At Arkadiah, we recognize the immense potential of biodiversity credits and are actively working to leverage these emerging technologies to develop credible biodiversity metrics and projects. We’re poised to enter this space soon, so stay tuned for exciting developments!

6. When you are evaluating projects (whether on-site or desktop), tell us one example of what is the most challenging and what gives you the most satisfaction? 

Evaluating projects can be very challenging as we need to navigate and balance the interplay of factors – diverse ecosystems, legal complexities, multi-stakeholder dynamics, and regulatory frameworks. Ensuring the project’s environmental and social integrity while understanding and complying with all these nuances is a demanding undertaking.

At the same time, it gives me immense satisfaction to witness a tangible positive impact. Seeing how these initiatives benefit local communities, contribute positively to the planet, and align with climate adaptation goals can be incredibly rewarding and fulfilling. The satisfaction lies in knowing that each diligent effort brings meaningful change and supports a more sustainable future.

7. As an avid birder, can you advise how birds show us the health of forests/ecosystems? 
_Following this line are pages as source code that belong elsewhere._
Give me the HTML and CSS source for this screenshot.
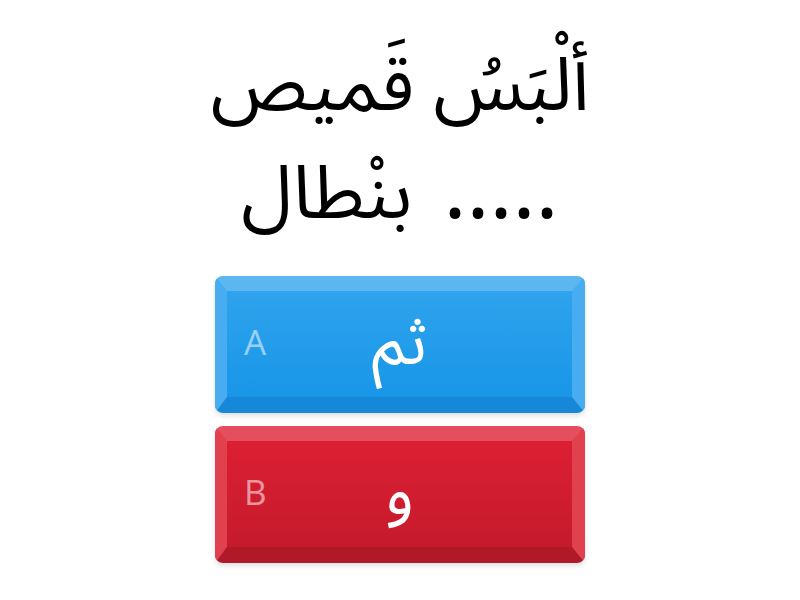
FILE: index.html
```html
<!DOCTYPE html>
<html lang="ar">
<head>
<meta charset="utf-8">
<link rel="stylesheet" href="styles.css">
</head>
<body>
<main class="page">
  <h1 class="question" dir="rtl">ألْبَسُ قَميص <span class="blank">.....</span> بنْطال</h1>
  <div class="answers">
    <button class="answer blue"><span class="key">A</span><span class="word" dir="rtl">ثم</span></button>
    <button class="answer red"><span class="key">B</span><span class="word" dir="rtl">و</span></button>
  </div>
</main>
</body>
</html>
```
FILE: styles.css
```css
html, body {
  margin: 0;
  padding: 0;
  background: #ffffff;
}
.page {
  width: 800px;
  height: 600px;
  display: flex;
  flex-direction: column;
  align-items: center;
  padding-top: 33px;
  box-sizing: border-box;
}
.question {
  margin: 0;
  max-width: 440px;
  text-align: center;
  font-family: "Noto Sans Arabic", "DejaVu Sans", sans-serif;
  font-weight: normal;
  font-size: 74px;
  line-height: 108px;
  color: #000;
}
.blank {
  font-size: 86px;
  line-height: 0;
  letter-spacing: 10px;
  padding-left: 12px;
}
.answers {
  margin-top: 27px;
  display: flex;
  flex-direction: column;
  gap: 13px;
}
.answer {
  position: relative;
  width: 370px;
  height: 137px;
  box-sizing: border-box;
  border-style: solid;
  border-width: 15px 13px 16px 12px;
  border-radius: 8px;
  padding: 0;
  margin: 0;
  display: flex;
  align-items: center;
  justify-content: center;
  box-shadow: 0 3px 5px rgba(0, 0, 0, 0.12);
  cursor: pointer;
}
.blue {
  background: linear-gradient(#2fa3ec, #1896e8);
  border-top-color: #5cb6f0;
  border-left-color: #47acf0;
  border-right-color: #47acf0;
  border-bottom-color: #1787d8;
}
.red {
  background: linear-gradient(#dc1f33, #c51b2c);
  border-top-color: #e44e5e;
  border-left-color: #e1404f;
  border-right-color: #e1404f;
  border-bottom-color: #b01a28;
}
.key {
  position: absolute;
  left: 17px;
  top: 33px;
  font-family: "Open Sans", sans-serif;
  font-weight: 400;
  font-size: 35px;
  line-height: 36px;
  color: rgba(255, 255, 255, 0.55);
}
.word {
  font-family: "Noto Sans Arabic", "DejaVu Sans", sans-serif;
  font-size: 64px;
  line-height: 64px;
  color: #ffffff;
}
```
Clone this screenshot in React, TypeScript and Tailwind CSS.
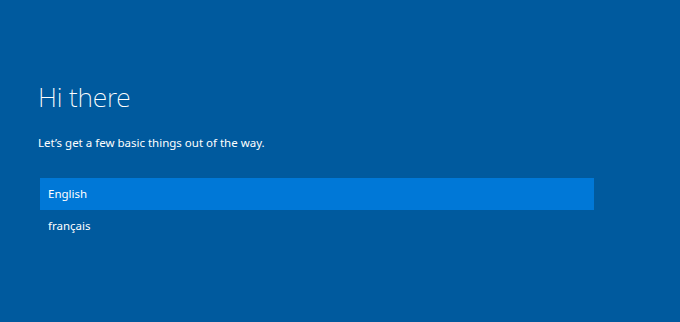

Birds provide a range of ecosystem services such as pollination, seed dispersal, pest control, nutrient cycling, and serve as excellent bioindicators of ecosystem health. Here are a few examples that illustrate how birds can unveil the secrets of an ecosystem’s well-being and habitat variety:

  • If I am walking the forests in Southeast Asia and encounter various species of hornbills, that tells us there are big trees in the surroundings that provide shelter for these cavity nesters as well as fruit supply for food. 

  • If I am sailing on a boat in the waters of Galapagos, the presence of large colonies of penguins tells us about the healthy populations of fish and crustaceans and the occurrence of nutrient cycling to marine environments. 

  • Closer home, the presence of straw-headed bulbuls, birds with beautiful calls, tells us that there is no hunting. While thriving in Singapore, they have been exterminated across Indonesia for the songbird trade. 

  • Birds such as sparrows and finches tell me that there is agricultural land around since they mainly feed on grains.  

8. What is your favourite dessert? 

Mysore Pak, Bobbatlu, and Pootharekulu (Google them!)— quintessential South Indian sweets that are laden with sugar and perhaps offer no nutritional value, but oh, the nostalgia they evoke!